We aren’t afraid to admit it: Graphic designers can be somewhat reclusive professionals. Being reclusive is a habit bred out of hours spent at home, working in the wee hours of the night, fueled by coffee and creativity, scrapping away at a mountain of freelance designs. So, what do we do—as graphic designers—when we’re forced to interact with a developer or development team?

If you haven’t worked with a developer or team of them yet, you’ve lucked out: As more and designs require detailed web application development and in-depth knowledge of various coding environments, it’s more and more commonly the practice to assign both a designer and a developer to a project, especially in larger design firms.

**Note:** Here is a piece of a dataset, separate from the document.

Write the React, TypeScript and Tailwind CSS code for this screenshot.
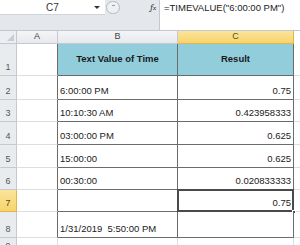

Minutes after your first meeting with a developer, though, you’ll quickly find that you both speak different languages, and that at times, your desires might seem at odds with each other. Keep in mind that you both come from different backgrounds with—almost certainly—different personality subsets. This doesn’t have to be a total roadblock, though. Instead of getting caught in the mire of miscommunication when talking with a developer, take an extra effort to communicate harder than you usually would. Describe your projects in extreme detail, down to the last tiny bit of this-or-that. This helps to clear up confusion, and will save you a lot of arguments when some element of the project comes up for revision.

Likewise, don’t be afraid to stick to the project scope like none other. This document is your lifeline when group projects are involved, as they’re a form of justification for all the tiny little decisions you make on a daily basis. The next time you have to make a choice between two different typesets, consider if they’re in compliance with the project scope. Does the book even have any specifics about that kind of stuff? If not, then go for it, Pilgrim! Work within your directions, and then surpass them to avoid any confusion, angst, and unfriendly attitudes from your team of developers.

Lastly, be confident in your own abilities. You’re a professional, man! You’re every bit as qualified to work on the project as the lead developer, and you shouldn’t be afraid to impose your thought processes onto the ultimate design. You’re on the team, so don’t ever be afraid to act like it.